I definitely prefer the later seasons with the more highly developed three dimensional characters, BJ, Potter, and Charles as opposed to the earlier shows with Trapper, Henry, and Frank. Trapper is a one dimensional adulterous trickster; I actually find his character tedious and unsympathetic. By contrast, BJ is totally endearing with his determination (despite temptations) to remain faithful to his distant San Franciscan wife, while also acutely missing being part of his little girl's early years. Henry is lovably incompetent but interesting only from the point of view of his touching relationship with Radar.
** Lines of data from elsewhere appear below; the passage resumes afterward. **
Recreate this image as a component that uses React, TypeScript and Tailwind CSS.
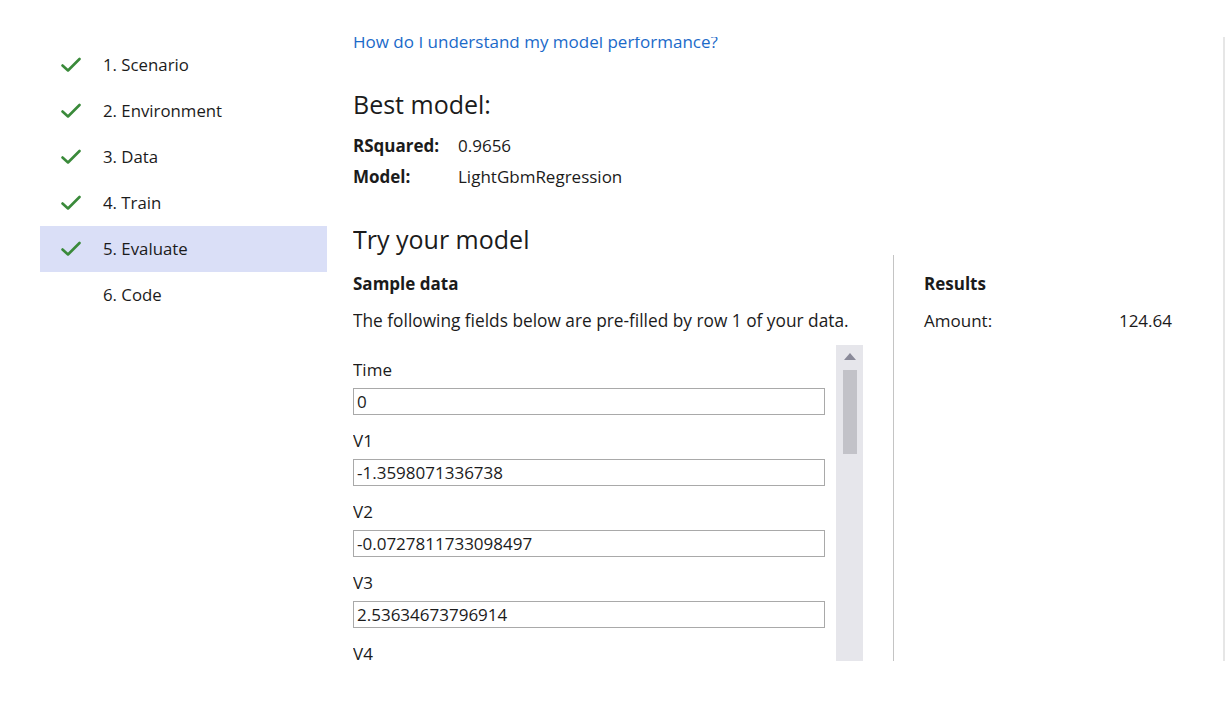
import React from "react";

const steps = [
  { label: "1. Scenario", done: true },
  { label: "2. Environment", done: true },
  { label: "3. Data", done: true },
  { label: "4. Train", done: true },
  { label: "5. Evaluate", done: true, active: true },
  { label: "6. Code", done: false },
];

const fields = [
  { label: "Time", value: "0" },
  { label: "V1", value: "-1.3598071336738" },
  { label: "V2", value: "-0.0727811733098497" },
  { label: "V3", value: "2.53634673796914" },
  { label: "V4", value: "1.37815522427443" },
];

function Check() {
  return (
    <svg width="20" height="16" viewBox="0 0 20 16" fill="none">
      <path d="M1.5 8.5 L7 13.5 L18.5 2" stroke="#3a8a3a" strokeWidth="2.6" strokeLinecap="round" strokeLinejoin="round" />
    </svg>
  );
}

export default function App() {
  return (
    <div
      className="w-[1226px] h-[704px] bg-white overflow-hidden text-[#1b1b1b]"
      style={{ fontFamily: "'Open Sans', 'Noto Sans', sans-serif" }}
    >
      <div className="flex pt-[37px] h-[661px]">
        <nav className="ml-[40px] w-[287px] pt-[5px] shrink-0">
          {steps.map((s) => (
            <div
              key={s.label}
              className={`flex items-center h-[46px] ${s.active ? "bg-[#dadff7]" : ""}`}
            >
              <div className="w-[63px] pl-[21px] flex items-center">{s.done && <Check />}</div>
              <span className="text-[16.8px] leading-[24px]">{s.label}</span>
            </div>
          ))}
        </nav>
        <div className="ml-[26px] w-[872px] h-full border-r-2 border-[#e6e6e6] overflow-hidden flex flex-col">
          <a className="block mt-[-6px] text-[17px] leading-[22px] text-[#1b6ac9]">
            How do I understand my model performance?
          </a>
          <h2 className="mt-[35px] text-[25px] leading-[32px]">Best model:</h2>
          <div className="mt-[10px] flex items-center h-[31px] text-[17px]">
            <span className="w-[105px] font-bold">RSquared:</span>
            <span>0.9656</span>
          </div>
          <div className="flex items-center h-[31px] text-[17px]">
            <span className="w-[105px] font-bold">Model:</span>
            <span>LightGbmRegression</span>
          </div>
          <h2 className="mt-[31px] text-[25px] leading-[32px]">Try your model</h2>
          <div className="flex flex-1 min-h-0">
            <div className="w-[510px] flex flex-col pt-[17px]">
              <div className="text-[17px] leading-[24px] font-bold">Sample data</div>
              <div className="mt-[13px] text-[17.3px] leading-[24px] whitespace-nowrap">
                The following fields below are pre-filled by row 1 of your data.
              </div>
              <div className="mt-[12px] flex flex-1 min-h-0">
                <div className="w-[472px] pt-[13px] overflow-hidden">
                  {fields.map((f) => (
                    <div key={f.label} className="mb-[14px]">
                      <div className="text-[17px] leading-[24px]">{f.label}</div>
                      <input
                        readOnly
                        value={f.value}
                        className="mt-[6px] block w-full h-[27px] border border-[#a9a9a9] px-[3px] text-[17px] outline-none"
                      />
                    </div>
                  ))}
                </div>
                <div className="ml-[11px] w-[27px] bg-[#e6e6eb] flex flex-col items-center pt-[8px]">
                  <div className="w-0 h-0 border-l-[6px] border-r-[6px] border-b-[7px] border-l-transparent border-r-transparent border-b-[#8a8a99]" />
                  <div className="mt-[10px] w-[14px] h-[84px] bg-[#c2c2c8]" />
                </div>
              </div>
            </div>
            <div className="ml-[30px] border-l border-[#c4c4c4] pl-[30px] pt-[17px] flex flex-col">
              <div className="text-[17px] leading-[24px] font-bold">Results</div>
              <div className="mt-[13px] w-[248px] flex justify-between text-[17px] leading-[24px]">
                <span>Amount:</span>
                <span>124.64</span>
              </div>
            </div>
          </div>
        </div>
      </div>
    </div>
  );
}
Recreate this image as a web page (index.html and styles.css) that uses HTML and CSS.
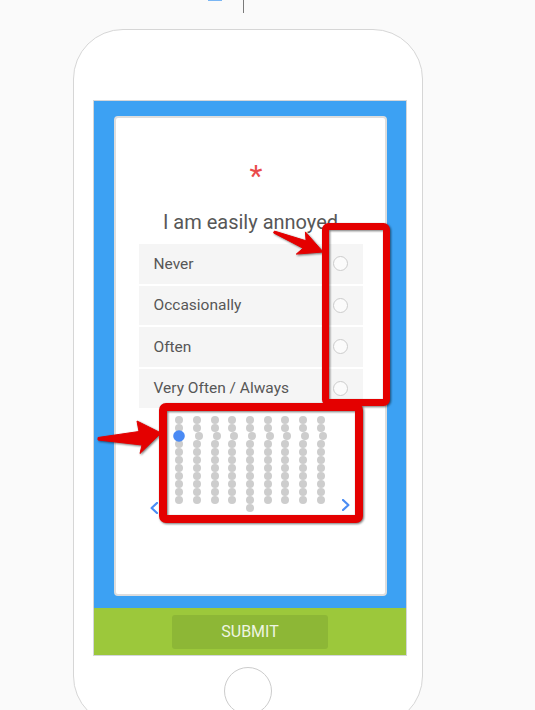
FILE: index.html
```html
<!DOCTYPE html>
<html>
<head>
<meta charset="utf-8">
<link rel="stylesheet" href="styles.css">
</head>
<body>
<div class="topbar"><span class="tb-blue"></span><span class="tb-gray"></span></div>
<div class="phone">
  <div class="screen">
    <div class="stage">
      <div class="card">
        <div class="required">*</div>
        <div class="question">I am easily annoyed</div>
        <div class="options">
          <div class="option"><span class="label">Never</span><span class="radio"></span></div>
          <div class="option"><span class="label">Occasionally</span><span class="radio"></span></div>
          <div class="option"><span class="label">Often</span><span class="radio"></span></div>
          <div class="option"><span class="label">Very Often / Always</span><span class="radio"></span></div>
        </div>
        <div class="carousel">
          <svg class="chev chev-left" viewBox="0 0 8 12" width="8" height="12"><polyline points="7,1 1.6,6 7,11"/></svg>
          <div class="dots">
            <div class="col"><i class="dot"></i><i class="dot"></i><i class="dot active"></i><i class="dot"></i><i class="dot"></i><i class="dot"></i><i class="dot"></i><i class="dot"></i><i class="dot"></i><i class="dot"></i><i class="dot"></i></div>
            <div class="col"><i class="dot"></i><i class="dot"></i><i class="dot shift"></i><i class="dot"></i><i class="dot"></i><i class="dot"></i><i class="dot"></i><i class="dot"></i><i class="dot"></i><i class="dot"></i><i class="dot"></i></div>
            <div class="col"><i class="dot"></i><i class="dot"></i><i class="dot shift"></i><i class="dot"></i><i class="dot"></i><i class="dot"></i><i class="dot"></i><i class="dot"></i><i class="dot"></i><i class="dot"></i><i class="dot"></i></div>
            <div class="col"><i class="dot"></i><i class="dot"></i><i class="dot shift"></i><i class="dot"></i><i class="dot"></i><i class="dot"></i><i class="dot"></i><i class="dot"></i><i class="dot"></i><i class="dot"></i><i class="dot"></i></div>
            <div class="col"><i class="dot"></i><i class="dot"></i><i class="dot shift"></i><i class="dot"></i><i class="dot"></i><i class="dot"></i><i class="dot"></i><i class="dot"></i><i class="dot"></i><i class="dot"></i><i class="dot"></i><i class="dot"></i></div>
            <div class="col"><i class="dot"></i><i class="dot"></i><i class="dot shift"></i><i class="dot"></i><i class="dot"></i><i class="dot"></i><i class="dot"></i><i class="dot"></i><i class="dot"></i><i class="dot"></i><i class="dot"></i></div>
            <div class="col"><i class="dot"></i><i class="dot"></i><i class="dot shift"></i><i class="dot"></i><i class="dot"></i><i class="dot"></i><i class="dot"></i><i class="dot"></i><i class="dot"></i><i class="dot"></i><i class="dot"></i></div>
            <div class="col"><i class="dot"></i><i class="dot"></i><i class="dot shift"></i><i class="dot"></i><i class="dot"></i><i class="dot"></i><i class="dot"></i><i class="dot"></i><i class="dot"></i><i class="dot"></i><i class="dot"></i></div>
            <div class="col"><i class="dot"></i><i class="dot"></i><i class="dot shift"></i><i class="dot"></i><i class="dot"></i><i class="dot"></i><i class="dot"></i><i class="dot"></i><i class="dot"></i><i class="dot"></i><i class="dot"></i></div>
          </div>
          <svg class="chev chev-right" viewBox="0 0 8 12" width="8" height="12"><polyline points="1,1 6.4,6 1,11"/></svg>
        </div>
      </div>
    </div>
    <div class="footer"><button class="submit">SUBMIT</button></div>
  </div>
  <div class="home"></div>
</div>
<svg class="annotations" width="535" height="710" viewBox="0 0 535 710">
  <g class="marks">
    <rect x="325.5" y="226.5" width="61" height="176" rx="3"/>
    <rect x="163" y="407" width="196" height="112" rx="3" class="wide"/>
    <polygon points="274.4,231.1 306.1,240.8 305.4,231.9 323.1,252 296.3,254.1 303,248.2 273.6,232.9"/>
    <polygon points="98,437.5 139,431.5 137,421 161,433 140,453.5 142,445 98,440"/>
  </g>
</svg>
</body>
</html>
```

FILE: styles.css
```css
html, body {
  margin: 0;
  padding: 0;
  overflow: hidden;
}
body {
  width: 535px;
  height: 710px;
  background: #fafafa;
  font-family: Roboto, "Liberation Sans", Arial, sans-serif;
  position: relative;
}
.topbar {
  height: 29px;
  display: flex;
  align-items: flex-start;
}
.tb-blue {
  display: block;
  margin-left: 208px;
  width: 14px;
  height: 1px;
  background: #7ab6f4;
}
.tb-gray {
  display: block;
  margin-left: 21px;
  width: 1px;
  height: 13px;
  background: #7a7a7a;
}
.phone {
  box-sizing: border-box;
  margin-left: 73px;
  width: 350px;
  height: 697px;
  border: 1px solid #d6d6d6;
  border-radius: 50px;
  background: #ffffff;
  padding-top: 70px;
}
.screen {
  box-sizing: border-box;
  margin-left: 19px;
  width: 314px;
  border: 1px solid #d3d6d9;
  display: flex;
  flex-direction: column;
}
.stage {
  box-sizing: border-box;
  height: 507px;
  background: #3ca1f3;
  padding: 15px 19px 12px 20px;
  display: flex;
  flex-direction: column;
}
.card {
  flex: 1;
  background: #ffffff;
  border: 2px solid #dddddd;
  border-radius: 4px;
  display: flex;
  flex-direction: column;
  align-items: center;
}
.required {
  margin-top: 43px;
  height: 30px;
  font-size: 30px;
  line-height: 30px;
  color: #ea4b4b;
  padding-left: 11px;
}
.question {
  margin-top: 19.5px;
  height: 22px;
  font-size: 20px;
  line-height: 22px;
  color: #575757;
}
.options {
  margin-top: 11.5px;
  width: 224px;
  display: flex;
  flex-direction: column;
  gap: 2px;
}
.option {
  box-sizing: border-box;
  height: 39.5px;
  background: #f5f5f5;
  display: flex;
  align-items: center;
  justify-content: space-between;
  padding: 0 14.5px 0 15px;
}
.label {
  font-size: 15.5px;
  color: #575757;
}
.radio {
  box-sizing: border-box;
  width: 15px;
  height: 15px;
  border: 1.6px solid #cccccc;
  border-radius: 50%;
  background: #fbfbfb;
}
.carousel {
  margin-top: 8px;
  width: 202px;
  display: flex;
  align-items: flex-start;
}
.chev {
  fill: none;
  stroke: #4a8cf3;
  stroke-width: 2.2;
  stroke-linecap: round;
  stroke-linejoin: round;
}
.chev-left {
  margin-top: 86px;
  margin-right: 17.8px;
}
.chev-right {
  margin-top: 83px;
  margin-left: 17px;
}
.dots {
  display: flex;
  gap: 9.7px;
}
.col {
  display: flex;
  flex-direction: column;
}
.dot {
  display: block;
  width: 8px;
  height: 8px;
  border-radius: 50%;
  background: #cdcdcd;
}
.dot.shift {
  transform: translateX(2px);
}
.dot.active {
  background: #4a8af4;
  transform: scale(1.45);
}
.footer {
  height: 47px;
  background: #9cc83b;
  display: flex;
  align-items: center;
  justify-content: center;
}
.submit {
  width: 156px;
  height: 34px;
  border: none;
  border-radius: 3px;
  background: #8db736;
  color: #eef5e2;
  font-family: Roboto, "Liberation Sans", Arial, sans-serif;
  font-size: 16px;
  padding: 0;
}
.home {
  box-sizing: border-box;
  margin-top: 11px;
  margin-left: 150px;
  width: 48px;
  height: 48px;
  border: 1px solid #cccccc;
  border-radius: 50%;
}
.annotations {
  position: absolute;
  left: 0;
  top: 0;
  pointer-events: none;
}
.marks {
  filter: drop-shadow(1px 1px 1px rgba(0, 0, 0, 0.55));
}
.marks rect {
  fill: none;
  stroke: #e40000;
  stroke-width: 7;
}
.marks rect.wide {
  stroke-width: 8;
}
.marks polygon {
  fill: #e40000;
  stroke: #e40000;
  stroke-width: 1;
  stroke-linejoin: round;
}
```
On the other hand, Colonel Potter is a real leader, army strict but fatherly and with a heart of gold. Also, the insufferably pompous yet actually very human, insecure, & rather lonely Charles is so much more interesting than the idiotic, adulterous Frank. Frank's character grows boring after a handful of episodes.

Furthermore, Margaret's character is much better developed in the later episodes after she dumps Frank, when she becomes a more three dimensional individual herself. I love the episode where she longs to feel accepted by her nurses and included as one of the group with their bull sessions and illicit fudge making antics; it really shows Margaret's vulnerability. Also, some interesting chemistry develops periodically between Hawkeye and Margaret during the later seasons.

A tip of my hat to every single one of the magnificent stars...McLean Stevenson (Henry), Wayne Rogers (Trapper), Mike Farrell (BJ), Henry Morgan (Potter), Larry Linville (Frank), Loretta Swit (Margaret / Hot Lips), David Ogden Stiers (Charles), Gary Burghoff (Radar), Jamie Farr (Klinger), William Christopher (Father Mulcahy), and especially Alan Alda (Hawkeye).

Of course, despite the almost non stop laughs, the series features by sharp contrast, an ongoing deadly serious theme revolving around the horrors of war. The medical personnel constantly quip and play tricks so that they can cope with the horrific injuries and deaths they are forced witness on a daily basis. It's a message that is brought home in every episode, but through the clever use of humour. Thus it comes across as an extremely well crafted serio-comedic series.